投稿: fin | 2020年8月 5日 (水) 09時08分
finさん。
この前からイマイチ問題の焦点が見えませんな。
警察権なら海保で対応なのは大原則です。
finさんは海保を強化しろと言うのか(無人機導入もいいでしょうけど)?
一応大型巡視船を少ないながら導入してはいるんですけど。
中国海警が最近解放軍の実質傘下に入ったのだから、こっちも海自を出してドンパチやれ!なのか?
せめてそのくらいの立場は人任せではなく主張をハッキリさせてから書いて下さい。あまりにもノラリクラリですよ。
ちなみに私は中国が世界から嫌われつつもトランプが米国内で窮地に陥って中国を明かな敵認定してますから、尖閣諸島進駐するなら今だと思ってます。時間的余裕はありません。
もちろん過度な中国依存の産業界は大打撃になるでしょうけど。。
投稿: 山形 | 2020年8月 5日 (水) 10時13分
finさん、こんがらがっているようだから整理する意味で書いたんだけど無駄だったみたいですね。

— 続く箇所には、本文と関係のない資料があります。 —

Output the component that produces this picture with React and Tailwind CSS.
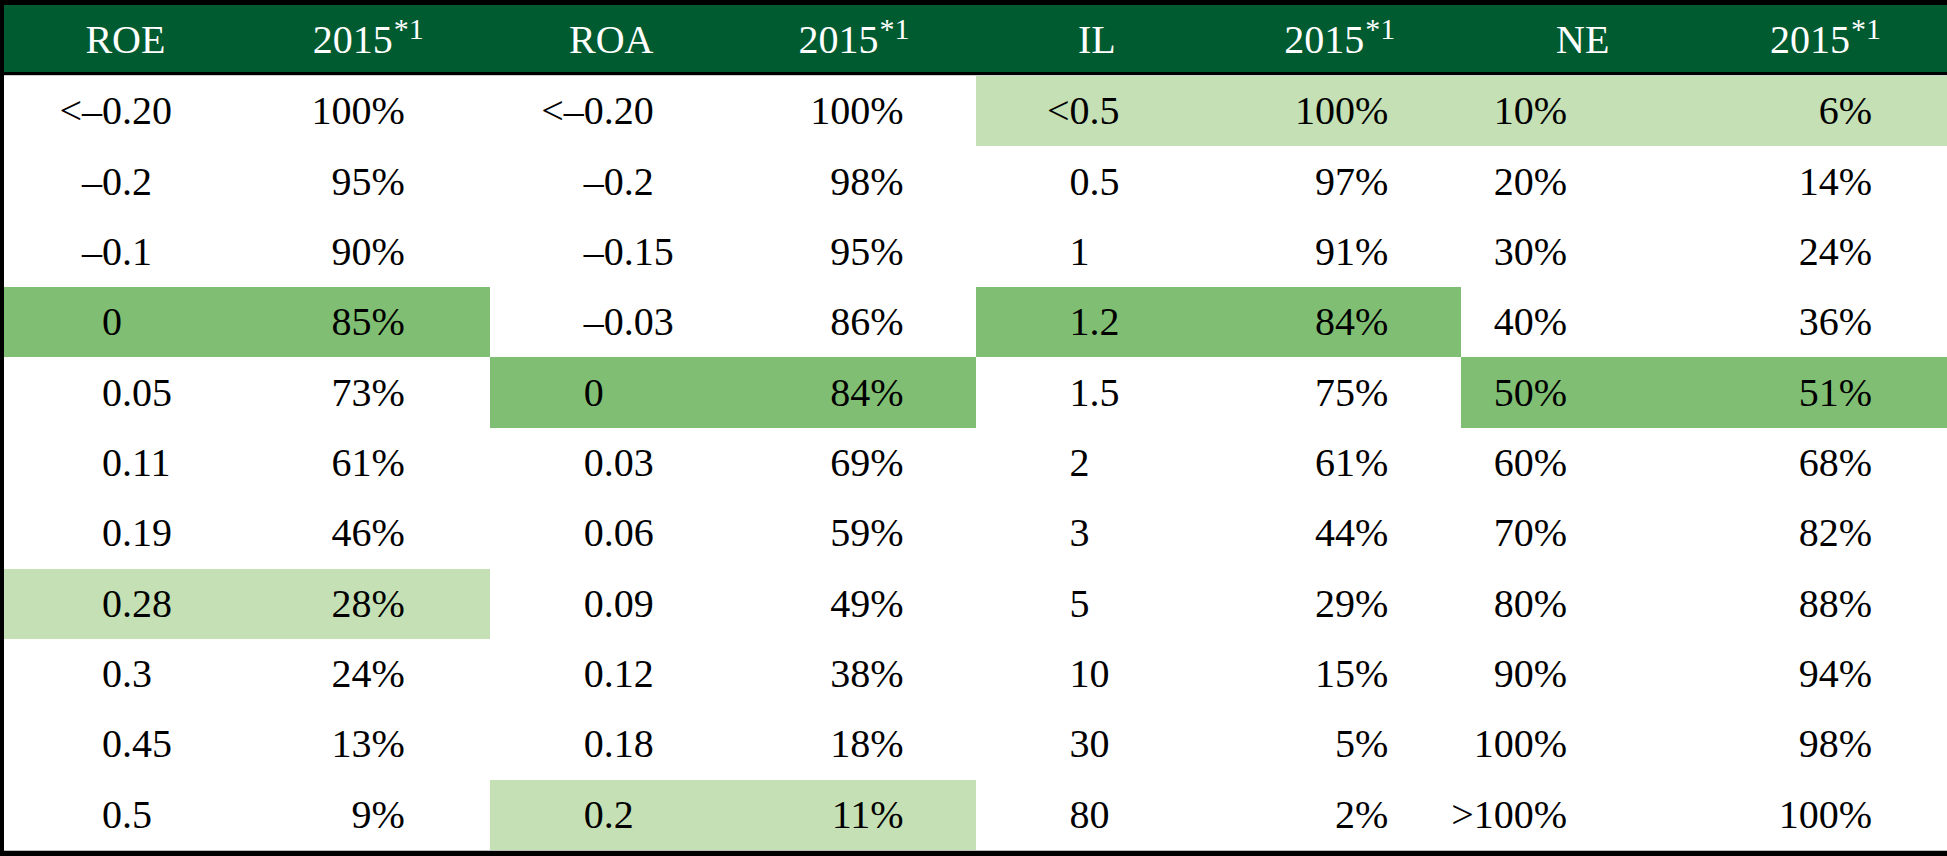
import React from "react";

const roe = [["<–", "0.20"], ["–", "0.2"], ["–", "0.1"], ["", "0"], ["", "0.05"], ["", "0.11"], ["", "0.19"], ["", "0.28"], ["", "0.3"], ["", "0.45"], ["", "0.5"]];
const roePct = ["100%", "95%", "90%", "85%", "73%", "61%", "46%", "28%", "24%", "13%", "9%"];
const roa = [["<–", "0.20"], ["", "–0.2"], ["", "–0.15"], ["", "–0.03"], ["", "0"], ["", "0.03"], ["", "0.06"], ["", "0.09"], ["", "0.12"], ["", "0.18"], ["", "0.2"]];
const roaPct = ["100%", "98%", "95%", "86%", "84%", "69%", "59%", "49%", "38%", "18%", "11%"];
const il = [["<", "0.5"], ["", "0.5"], ["", "1"], ["", "1.2"], ["", "1.5"], ["", "2"], ["", "3"], ["", "5"], ["", "10"], ["", "30"], ["", "80"]];
const ilPct = ["100%", "97%", "91%", "84%", "75%", "61%", "44%", "29%", "15%", "5%", "2%"];
const ne = ["10%", "20%", "30%", "40%", "50%", "60%", "70%", "80%", "90%", "100%", ">100%"];
const nePct = ["6%", "14%", "24%", "36%", "51%", "68%", "82%", "88%", "94%", "98%", "100%"];

// highlight per row: [roe, roa, il, ne]
const LIGHT = "bg-[#c5e0b4]";
const MID = "bg-[#80bf73]";
const marks = {
  0: [null, null, LIGHT, LIGHT],
  3: [MID, null, MID, null],
  4: [null, MID, null, MID],
  7: [LIGHT, null, null, null],
  10: [null, LIGHT, null, null],
};

function Anchored({ pre, val, offset, bg }) {
  return (
    <div className={`flex items-center ${bg || ""}`}>
      <span className={`shrink-0 text-right ${offset}`}>{pre}</span>
      <span>{val}</span>
    </div>
  );
}

function Pct({ v, pad, bg }) {
  return <div className={`flex items-center justify-end ${pad} ${bg || ""}`}>{v}</div>;
}

function Head({ children }) {
  return <div className="flex items-center justify-center pt-[2px]">{children}</div>;
}

export default function App() {
  return (
    <div className="w-[1947px] h-[856px] bg-black pt-[5px] pb-[5px] pl-[4px] font-['Liberation_Serif',serif] text-[40px] text-black flex flex-col">
      <div className="grid grid-cols-8 h-[67px] bg-[#005b30] text-white">
        {["ROE", "ROA", "IL", "NE"].map((h) => (
          <React.Fragment key={h}>
            <Head>{h}</Head>
            <Head>
              2015<sup className="text-[30px] relative top-[-11px] ml-[1px]">*1</sup>
            </Head>
          </React.Fragment>
        ))}
      </div>
      <div className="h-[3px] bg-black" />
      <div className="h-px bg-[#cfcfcf]" />
      <div className="flex flex-col bg-white h-[774px]">
        {roe.map((r, i) => {
          const m = marks[i] || [];
          return (
            <div key={i} className="grid grid-cols-8 flex-1">
              <Anchored pre={r[0]} val={r[1]} offset="w-[98px]" bg={m[0]} />
              <Pct v={roePct[i]} pad="pr-[85px]" bg={m[0]} />
              <Anchored pre={roa[i][0]} val={roa[i][1]} offset="w-[94px]" bg={m[1]} />
              <Pct v={roaPct[i]} pad="pr-[72px]" bg={m[1]} />
              <Anchored pre={il[i][0]} val={il[i][1]} offset="w-[94px]" bg={m[2]} />
              <Pct v={ilPct[i]} pad="pr-[73px]" bg={m[2]} />
              <Pct v={ne[i]} pad="pr-[137px]" bg={m[3]} />
              <Pct v={nePct[i]} pad="pr-[75px]" bg={m[3]} />
            </div>
          );
        })}
      </div>
      <div className="h-px bg-[#bdbdbd]" />
    </div>
  );
}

警察には警察が対応し、軍隊には軍隊でというのが大原則。
そして相手が守ろうと守るまいと国内法を整備しておくのも大前提。
中国は守らないから法整備はいらない、なんて言ってたら犯罪者は法律守らないからって言っているのと一緒。
無人機や電子戦ってどういう意味かしら?
無人機ってグローバルホークのことだったら、一機130億。ヘリ搭載大型巡視船は35億だから、何隻建造できますか。

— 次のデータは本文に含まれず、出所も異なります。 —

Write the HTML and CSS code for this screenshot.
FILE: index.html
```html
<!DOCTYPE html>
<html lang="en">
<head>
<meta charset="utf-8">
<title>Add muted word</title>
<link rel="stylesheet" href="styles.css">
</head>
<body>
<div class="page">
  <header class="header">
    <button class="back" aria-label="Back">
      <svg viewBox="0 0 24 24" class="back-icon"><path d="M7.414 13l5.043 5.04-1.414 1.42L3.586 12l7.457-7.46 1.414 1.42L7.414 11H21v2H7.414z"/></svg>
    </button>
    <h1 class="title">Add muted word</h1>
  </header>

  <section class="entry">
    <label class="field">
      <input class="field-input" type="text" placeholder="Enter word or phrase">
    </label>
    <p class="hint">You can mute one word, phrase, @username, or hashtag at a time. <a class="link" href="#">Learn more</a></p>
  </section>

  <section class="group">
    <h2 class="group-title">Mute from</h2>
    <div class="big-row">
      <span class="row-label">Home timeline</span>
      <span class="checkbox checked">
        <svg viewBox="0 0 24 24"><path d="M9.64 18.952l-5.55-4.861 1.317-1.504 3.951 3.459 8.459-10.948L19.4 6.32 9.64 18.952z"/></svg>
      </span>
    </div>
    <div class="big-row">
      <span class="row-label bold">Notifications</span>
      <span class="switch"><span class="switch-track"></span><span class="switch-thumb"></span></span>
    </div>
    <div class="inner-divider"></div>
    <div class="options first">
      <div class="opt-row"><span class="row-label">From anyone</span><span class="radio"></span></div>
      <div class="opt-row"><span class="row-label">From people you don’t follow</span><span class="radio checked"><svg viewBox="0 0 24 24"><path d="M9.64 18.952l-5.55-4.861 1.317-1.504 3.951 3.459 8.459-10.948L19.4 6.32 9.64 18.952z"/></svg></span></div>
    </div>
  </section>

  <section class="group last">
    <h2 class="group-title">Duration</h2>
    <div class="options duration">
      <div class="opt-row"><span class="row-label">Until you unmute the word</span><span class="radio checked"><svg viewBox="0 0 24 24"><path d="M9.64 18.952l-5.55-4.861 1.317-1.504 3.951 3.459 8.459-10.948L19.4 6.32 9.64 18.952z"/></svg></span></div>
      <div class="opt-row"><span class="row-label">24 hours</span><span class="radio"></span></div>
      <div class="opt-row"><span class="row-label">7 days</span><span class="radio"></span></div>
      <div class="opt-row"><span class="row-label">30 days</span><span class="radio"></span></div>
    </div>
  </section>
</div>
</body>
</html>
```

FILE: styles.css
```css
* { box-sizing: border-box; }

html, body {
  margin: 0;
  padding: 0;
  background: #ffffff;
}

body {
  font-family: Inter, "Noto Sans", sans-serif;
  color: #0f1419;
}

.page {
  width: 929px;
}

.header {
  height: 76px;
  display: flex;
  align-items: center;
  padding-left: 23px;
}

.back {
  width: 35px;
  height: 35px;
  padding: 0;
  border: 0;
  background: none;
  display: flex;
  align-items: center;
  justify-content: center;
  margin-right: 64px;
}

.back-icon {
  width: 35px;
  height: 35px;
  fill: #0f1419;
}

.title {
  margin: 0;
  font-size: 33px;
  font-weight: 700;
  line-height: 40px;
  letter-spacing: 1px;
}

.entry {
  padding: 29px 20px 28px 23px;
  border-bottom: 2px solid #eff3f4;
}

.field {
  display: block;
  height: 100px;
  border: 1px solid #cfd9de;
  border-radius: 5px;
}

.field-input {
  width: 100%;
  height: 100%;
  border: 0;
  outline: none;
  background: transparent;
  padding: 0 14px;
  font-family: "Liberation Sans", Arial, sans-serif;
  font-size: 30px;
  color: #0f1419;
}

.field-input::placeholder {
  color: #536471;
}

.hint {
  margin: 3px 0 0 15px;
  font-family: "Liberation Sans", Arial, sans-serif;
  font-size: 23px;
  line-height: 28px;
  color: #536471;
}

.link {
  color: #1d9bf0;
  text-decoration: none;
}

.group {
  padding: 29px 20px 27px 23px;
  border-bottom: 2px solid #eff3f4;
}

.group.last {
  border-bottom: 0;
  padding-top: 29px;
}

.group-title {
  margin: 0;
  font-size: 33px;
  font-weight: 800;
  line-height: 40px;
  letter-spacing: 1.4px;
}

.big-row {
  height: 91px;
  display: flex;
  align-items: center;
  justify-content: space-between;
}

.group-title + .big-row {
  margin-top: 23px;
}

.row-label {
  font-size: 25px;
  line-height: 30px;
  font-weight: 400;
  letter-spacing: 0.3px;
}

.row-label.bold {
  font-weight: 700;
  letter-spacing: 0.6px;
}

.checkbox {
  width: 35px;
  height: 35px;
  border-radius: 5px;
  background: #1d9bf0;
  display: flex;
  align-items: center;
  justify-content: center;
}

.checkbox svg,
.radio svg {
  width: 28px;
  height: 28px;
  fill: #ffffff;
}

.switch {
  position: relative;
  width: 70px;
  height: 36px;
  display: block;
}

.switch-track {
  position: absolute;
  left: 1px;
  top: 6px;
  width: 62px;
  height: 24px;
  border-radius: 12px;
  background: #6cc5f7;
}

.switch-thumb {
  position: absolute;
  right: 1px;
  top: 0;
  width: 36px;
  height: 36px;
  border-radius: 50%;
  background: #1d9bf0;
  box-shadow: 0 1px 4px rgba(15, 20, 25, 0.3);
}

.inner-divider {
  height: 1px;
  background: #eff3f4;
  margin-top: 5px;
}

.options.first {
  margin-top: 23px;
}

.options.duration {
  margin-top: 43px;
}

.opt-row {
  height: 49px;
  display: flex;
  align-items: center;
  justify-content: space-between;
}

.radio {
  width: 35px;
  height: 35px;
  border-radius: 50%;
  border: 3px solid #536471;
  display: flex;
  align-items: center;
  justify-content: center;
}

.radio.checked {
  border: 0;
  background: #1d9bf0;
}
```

ならば、海自が使っていて今はモスボールに入っている中古P3Cを譲渡してもらえれば格安に済むけど、それをいうならいまでも海自は鹿屋からパトロールかけているんですけど。
電子戦にいたっては意味不明。ECMのことなら、軍事侵攻する時に使うレーダー眼つぶしのことだし、一般的電波傍受ならとっくにやっていますよ、自衛隊が。
どっちも軍隊の仕事で警察がすることじゃない。
相手が増強してくるのは事実だけど、だからこそこちらは気分まで飲み込まれないでしっかりと今できることをやるしかないんですよ。
その今できることは、山形さんがいうように尖閣の実効支配強化のために島の施設を強化したり、なんだったら駐留部隊を置いたり、法律つくったり、日米共同訓練をやることなんです。

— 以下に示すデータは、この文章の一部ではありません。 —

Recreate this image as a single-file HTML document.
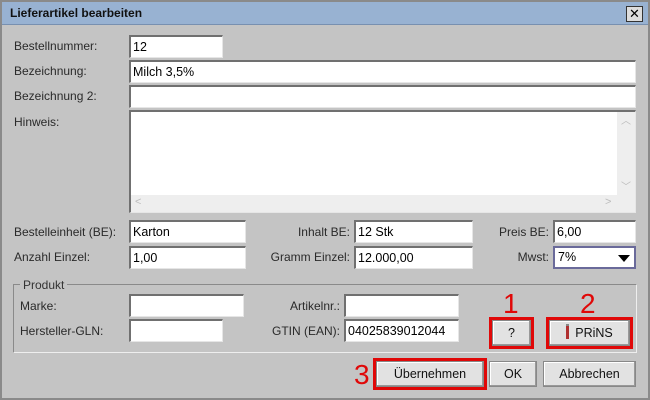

これならすぐにでも可能ですから。それら今できることをネグって、先に飛ばないこと。
投稿: 管理人 | 2020年8月 5日 (水) 11時20分
物量で負けてるから海自を出せと言うのは相手の思うツボ
相手の土俵に乗らずに法整備をして「尖閣は日本の領土である」という主張と行動を国内外に示す。
まずは筋を通した上でもなお中国が強引な手段に出るのであれば明確な領土侵略行為として国際問題化し更なる対中制裁の材料にするだけです。
これを今の中国がやられると今のところ日和見姿勢のドイツ等が米側に回る可能性も高いので中国に取っては致命的です。
おそらくG7では対中制裁に関する議題が中心になるでしょう。
中国がまだまともな判断が出来るのであれば大量の公船投入は躊躇するでしょうから(おそらくこれまで通りの規模で領海侵犯を続行するだけ)海保でも対応可能です。
そしてその均衡状態の間に尖閣に施設を建造して日米合同演習を行いダメを押して終了、これが一番理想的な決着です。
今日本政府がまずやらなければいけない事は尖閣諸島は日本の領土だと内外に主張することです。
軍事的緊張感を持ち出す段階ではまだありません。
昨日今日の記事は今日本が取れる最善の方針だと感じます。
韓国の自称徴用工絡みで資産売却が時同じくして履行されるやもとか聞くと中韓で連携して日本政府を混乱させようとしてるんじゃないかと勘ぐってしまいます。
どちらも毅然とした対応をしてくれる事を願うばかりです。